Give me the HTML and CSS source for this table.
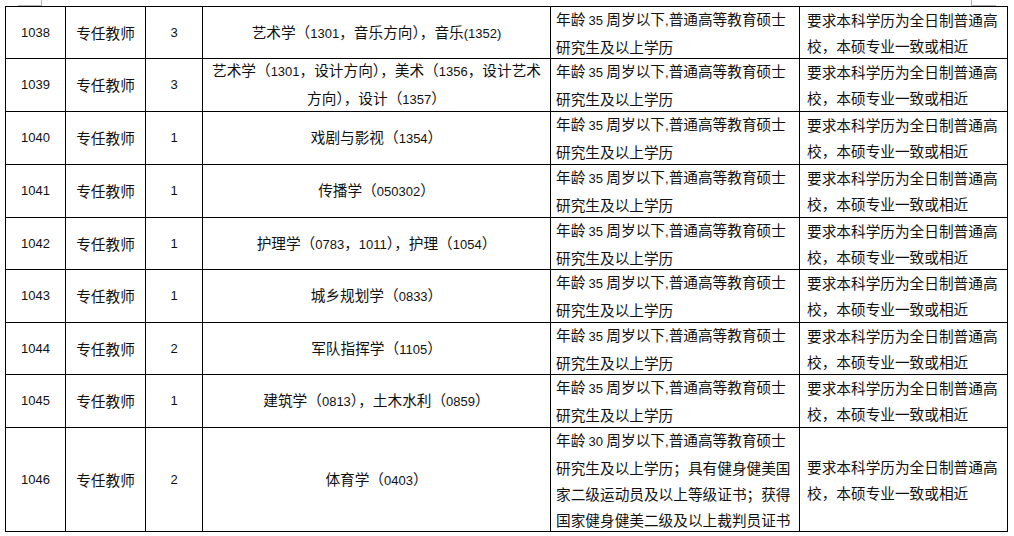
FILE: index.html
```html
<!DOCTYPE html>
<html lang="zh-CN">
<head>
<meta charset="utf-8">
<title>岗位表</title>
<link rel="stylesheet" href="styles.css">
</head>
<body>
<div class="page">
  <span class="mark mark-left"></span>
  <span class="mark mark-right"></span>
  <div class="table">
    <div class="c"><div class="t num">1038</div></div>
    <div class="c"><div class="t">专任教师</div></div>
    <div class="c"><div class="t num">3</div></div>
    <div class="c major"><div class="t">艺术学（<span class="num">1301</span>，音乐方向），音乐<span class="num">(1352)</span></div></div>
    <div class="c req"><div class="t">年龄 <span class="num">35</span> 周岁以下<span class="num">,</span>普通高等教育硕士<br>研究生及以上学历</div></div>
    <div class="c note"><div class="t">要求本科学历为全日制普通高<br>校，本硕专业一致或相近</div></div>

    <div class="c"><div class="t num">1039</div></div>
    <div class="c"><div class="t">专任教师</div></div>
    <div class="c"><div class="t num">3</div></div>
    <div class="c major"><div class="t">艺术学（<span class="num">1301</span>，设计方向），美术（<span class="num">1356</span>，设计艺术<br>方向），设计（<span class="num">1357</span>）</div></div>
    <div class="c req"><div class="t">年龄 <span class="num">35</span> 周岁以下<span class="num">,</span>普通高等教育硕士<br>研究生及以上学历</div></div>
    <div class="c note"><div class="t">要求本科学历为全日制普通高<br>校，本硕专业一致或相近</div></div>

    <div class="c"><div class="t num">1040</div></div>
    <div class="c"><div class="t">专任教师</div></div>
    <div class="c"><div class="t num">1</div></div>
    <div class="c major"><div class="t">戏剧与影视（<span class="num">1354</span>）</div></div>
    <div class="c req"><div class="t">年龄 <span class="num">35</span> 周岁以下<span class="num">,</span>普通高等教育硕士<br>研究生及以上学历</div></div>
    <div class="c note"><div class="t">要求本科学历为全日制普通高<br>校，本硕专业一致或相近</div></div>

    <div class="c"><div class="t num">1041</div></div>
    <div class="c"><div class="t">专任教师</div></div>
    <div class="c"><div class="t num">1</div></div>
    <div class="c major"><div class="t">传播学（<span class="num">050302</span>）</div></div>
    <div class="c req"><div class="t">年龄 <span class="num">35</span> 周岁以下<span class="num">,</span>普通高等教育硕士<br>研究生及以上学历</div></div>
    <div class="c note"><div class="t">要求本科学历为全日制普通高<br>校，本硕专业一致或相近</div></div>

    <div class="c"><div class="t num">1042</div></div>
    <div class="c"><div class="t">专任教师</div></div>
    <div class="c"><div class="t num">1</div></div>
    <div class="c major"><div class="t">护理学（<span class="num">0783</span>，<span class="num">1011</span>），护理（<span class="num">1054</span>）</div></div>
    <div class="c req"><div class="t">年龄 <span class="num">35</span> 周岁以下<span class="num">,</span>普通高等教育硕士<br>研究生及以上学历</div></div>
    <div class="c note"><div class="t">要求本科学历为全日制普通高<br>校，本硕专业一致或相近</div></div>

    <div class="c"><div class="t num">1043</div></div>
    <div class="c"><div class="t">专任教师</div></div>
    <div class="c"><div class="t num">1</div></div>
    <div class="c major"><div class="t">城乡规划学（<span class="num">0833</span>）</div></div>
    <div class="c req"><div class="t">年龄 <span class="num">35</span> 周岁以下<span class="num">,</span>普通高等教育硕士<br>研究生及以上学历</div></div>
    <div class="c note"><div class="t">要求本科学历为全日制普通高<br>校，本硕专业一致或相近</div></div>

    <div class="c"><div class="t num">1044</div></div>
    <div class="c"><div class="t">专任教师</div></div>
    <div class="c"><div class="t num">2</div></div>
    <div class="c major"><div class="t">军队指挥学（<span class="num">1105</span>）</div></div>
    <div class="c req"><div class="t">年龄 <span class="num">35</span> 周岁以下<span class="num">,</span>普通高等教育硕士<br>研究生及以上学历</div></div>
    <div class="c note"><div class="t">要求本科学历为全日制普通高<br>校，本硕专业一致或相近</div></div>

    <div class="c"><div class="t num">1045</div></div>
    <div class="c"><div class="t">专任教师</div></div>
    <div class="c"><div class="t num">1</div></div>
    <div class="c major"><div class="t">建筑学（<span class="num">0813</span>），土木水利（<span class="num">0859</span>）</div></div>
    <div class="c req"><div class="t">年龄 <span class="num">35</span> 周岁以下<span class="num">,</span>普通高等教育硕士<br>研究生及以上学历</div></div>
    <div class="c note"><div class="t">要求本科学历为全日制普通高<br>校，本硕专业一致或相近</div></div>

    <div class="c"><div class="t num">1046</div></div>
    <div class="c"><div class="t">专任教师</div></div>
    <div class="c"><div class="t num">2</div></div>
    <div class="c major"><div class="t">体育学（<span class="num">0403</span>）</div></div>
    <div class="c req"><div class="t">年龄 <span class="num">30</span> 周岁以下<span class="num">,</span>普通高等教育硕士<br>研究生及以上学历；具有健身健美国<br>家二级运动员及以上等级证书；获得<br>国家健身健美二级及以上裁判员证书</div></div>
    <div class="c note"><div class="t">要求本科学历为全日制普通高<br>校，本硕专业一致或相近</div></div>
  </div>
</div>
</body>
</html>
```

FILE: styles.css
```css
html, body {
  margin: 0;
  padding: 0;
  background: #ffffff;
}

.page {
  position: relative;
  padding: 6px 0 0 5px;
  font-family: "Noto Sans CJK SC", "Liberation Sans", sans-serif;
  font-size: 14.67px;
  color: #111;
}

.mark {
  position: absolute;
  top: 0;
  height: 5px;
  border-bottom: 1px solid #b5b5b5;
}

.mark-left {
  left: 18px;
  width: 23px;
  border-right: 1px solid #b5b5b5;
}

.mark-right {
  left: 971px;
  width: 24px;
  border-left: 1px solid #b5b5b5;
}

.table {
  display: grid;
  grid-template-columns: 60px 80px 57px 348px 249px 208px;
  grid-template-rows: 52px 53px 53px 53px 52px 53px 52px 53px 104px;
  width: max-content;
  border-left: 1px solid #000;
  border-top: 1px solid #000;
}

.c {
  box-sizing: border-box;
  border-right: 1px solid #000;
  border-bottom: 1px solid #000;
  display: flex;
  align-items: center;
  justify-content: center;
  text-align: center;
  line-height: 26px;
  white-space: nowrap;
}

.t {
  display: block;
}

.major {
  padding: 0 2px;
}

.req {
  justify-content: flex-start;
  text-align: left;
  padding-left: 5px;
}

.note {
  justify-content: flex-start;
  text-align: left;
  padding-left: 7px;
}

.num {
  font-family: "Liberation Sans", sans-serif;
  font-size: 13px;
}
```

* Your goal: Reproduce the whole listing above word for word, but not its pictures.

* Exercise result:
Give me the HTML and CSS source for this table.
FILE: index.html
```html
<!DOCTYPE html>
<html lang="zh-CN">
<head>
<meta charset="utf-8">
<title>岗位表</title>
<link rel="stylesheet" href="styles.css">
</head>
<body>
<div class="page">
  <span class="mark mark-left"></span>
  <span class="mark mark-right"></span>
  <div class="table">
    <div class="c"><div class="t num">1038</div></div>
    <div class="c"><div class="t">专任教师</div></div>
    <div class="c"><div class="t num">3</div></div>
    <div class="c major"><div class="t">艺术学（<span class="num">1301</span>，音乐方向），音乐<span class="num">(1352)</span></div></div>
    <div class="c req"><div class="t">年龄 <span class="num">35</span> 周岁以下<span class="num">,</span>普通高等教育硕士<br>研究生及以上学历</div></div>
    <div class="c note"><div class="t">要求本科学历为全日制普通高<br>校，本硕专业一致或相近</div></div>

    <div class="c"><div class="t num">1039</div></div>
    <div class="c"><div class="t">专任教师</div></div>
    <div class="c"><div class="t num">3</div></div>
    <div class="c major"><div class="t">艺术学（<span class="num">1301</span>，设计方向），美术（<span class="num">1356</span>，设计艺术<br>方向），设计（<span class="num">1357</span>）</div></div>
    <div class="c req"><div class="t">年龄 <span class="num">35</span> 周岁以下<span class="num">,</span>普通高等教育硕士<br>研究生及以上学历</div></div>
    <div class="c note"><div class="t">要求本科学历为全日制普通高<br>校，本硕专业一致或相近</div></div>

    <div class="c"><div class="t num">1040</div></div>
    <div class="c"><div class="t">专任教师</div></div>
    <div class="c"><div class="t num">1</div></div>
    <div class="c major"><div class="t">戏剧与影视（<span class="num">1354</span>）</div></div>
    <div class="c req"><div class="t">年龄 <span class="num">35</span> 周岁以下<span class="num">,</span>普通高等教育硕士<br>研究生及以上学历</div></div>
    <div class="c note"><div class="t">要求本科学历为全日制普通高<br>校，本硕专业一致或相近</div></div>

    <div class="c"><div class="t num">1041</div></div>
    <div class="c"><div class="t">专任教师</div></div>
    <div class="c"><div class="t num">1</div></div>
    <div class="c major"><div class="t">传播学（<span class="num">050302</span>）</div></div>
    <div class="c req"><div class="t">年龄 <span class="num">35</span> 周岁以下<span class="num">,</span>普通高等教育硕士<br>研究生及以上学历</div></div>
    <div class="c note"><div class="t">要求本科学历为全日制普通高<br>校，本硕专业一致或相近</div></div>

    <div class="c"><div class="t num">1042</div></div>
    <div class="c"><div class="t">专任教师</div></div>
    <div class="c"><div class="t num">1</div></div>
    <div class="c major"><div class="t">护理学（<span class="num">0783</span>，<span class="num">1011</span>），护理（<span class="num">1054</span>）</div></div>
    <div class="c req"><div class="t">年龄 <span class="num">35</span> 周岁以下<span class="num">,</span>普通高等教育硕士<br>研究生及以上学历</div></div>
    <div class="c note"><div class="t">要求本科学历为全日制普通高<br>校，本硕专业一致或相近</div></div>

    <div class="c"><div class="t num">1043</div></div>
    <div class="c"><div class="t">专任教师</div></div>
    <div class="c"><div class="t num">1</div></div>
    <div class="c major"><div class="t">城乡规划学（<span class="num">0833</span>）</div></div>
    <div class="c req"><div class="t">年龄 <span class="num">35</span> 周岁以下<span class="num">,</span>普通高等教育硕士<br>研究生及以上学历</div></div>
    <div class="c note"><div class="t">要求本科学历为全日制普通高<br>校，本硕专业一致或相近</div></div>

    <div class="c"><div class="t num">1044</div></div>
    <div class="c"><div class="t">专任教师</div></div>
    <div class="c"><div class="t num">2</div></div>
    <div class="c major"><div class="t">军队指挥学（<span class="num">1105</span>）</div></div>
    <div class="c req"><div class="t">年龄 <span class="num">35</span> 周岁以下<span class="num">,</span>普通高等教育硕士<br>研究生及以上学历</div></div>
    <div class="c note"><div class="t">要求本科学历为全日制普通高<br>校，本硕专业一致或相近</div></div>

    <div class="c"><div class="t num">1045</div></div>
    <div class="c"><div class="t">专任教师</div></div>
    <div class="c"><div class="t num">1</div></div>
    <div class="c major"><div class="t">建筑学（<span class="num">0813</span>），土木水利（<span class="num">0859</span>）</div></div>
    <div class="c req"><div class="t">年龄 <span class="num">35</span> 周岁以下<span class="num">,</span>普通高等教育硕士<br>研究生及以上学历</div></div>
    <div class="c note"><div class="t">要求本科学历为全日制普通高<br>校，本硕专业一致或相近</div></div>

    <div class="c"><div class="t num">1046</div></div>
    <div class="c"><div class="t">专任教师</div></div>
    <div class="c"><div class="t num">2</div></div>
    <div class="c major"><div class="t">体育学（<span class="num">0403</span>）</div></div>
    <div class="c req"><div class="t">年龄 <span class="num">30</span> 周岁以下<span class="num">,</span>普通高等教育硕士<br>研究生及以上学历；具有健身健美国<br>家二级运动员及以上等级证书；获得<br>国家健身健美二级及以上裁判员证书</div></div>
    <div class="c note"><div class="t">要求本科学历为全日制普通高<br>校，本硕专业一致或相近</div></div>
  </div>
</div>
</body>
</html>
```

FILE: styles.css
```css
html, body {
  margin: 0;
  padding: 0;
  background: #ffffff;
}

.page {
  position: relative;
  padding: 6px 0 0 5px;
  font-family: "Noto Sans CJK SC", "Liberation Sans", sans-serif;
  font-size: 14.67px;
  color: #111;
}

.mark {
  position: absolute;
  top: 0;
  height: 5px;
  border-bottom: 1px solid #b5b5b5;
}

.mark-left {
  left: 18px;
  width: 23px;
  border-right: 1px solid #b5b5b5;
}

.mark-right {
  left: 971px;
  width: 24px;
  border-left: 1px solid #b5b5b5;
}

.table {
  display: grid;
  grid-template-columns: 60px 80px 57px 348px 249px 208px;
  grid-template-rows: 52px 53px 53px 53px 52px 53px 52px 53px 104px;
  width: max-content;
  border-left: 1px solid #000;
  border-top: 1px solid #000;
}

.c {
  box-sizing: border-box;
  border-right: 1px solid #000;
  border-bottom: 1px solid #000;
  display: flex;
  align-items: center;
  justify-content: center;
  text-align: center;
  line-height: 26px;
  white-space: nowrap;
}

.t {
  display: block;
}

.major {
  padding: 0 2px;
}

.req {
  justify-content: flex-start;
  text-align: left;
  padding-left: 5px;
}

.note {
  justify-content: flex-start;
  text-align: left;
  padding-left: 7px;
}

.num {
  font-family: "Liberation Sans", sans-serif;
  font-size: 13px;
}
```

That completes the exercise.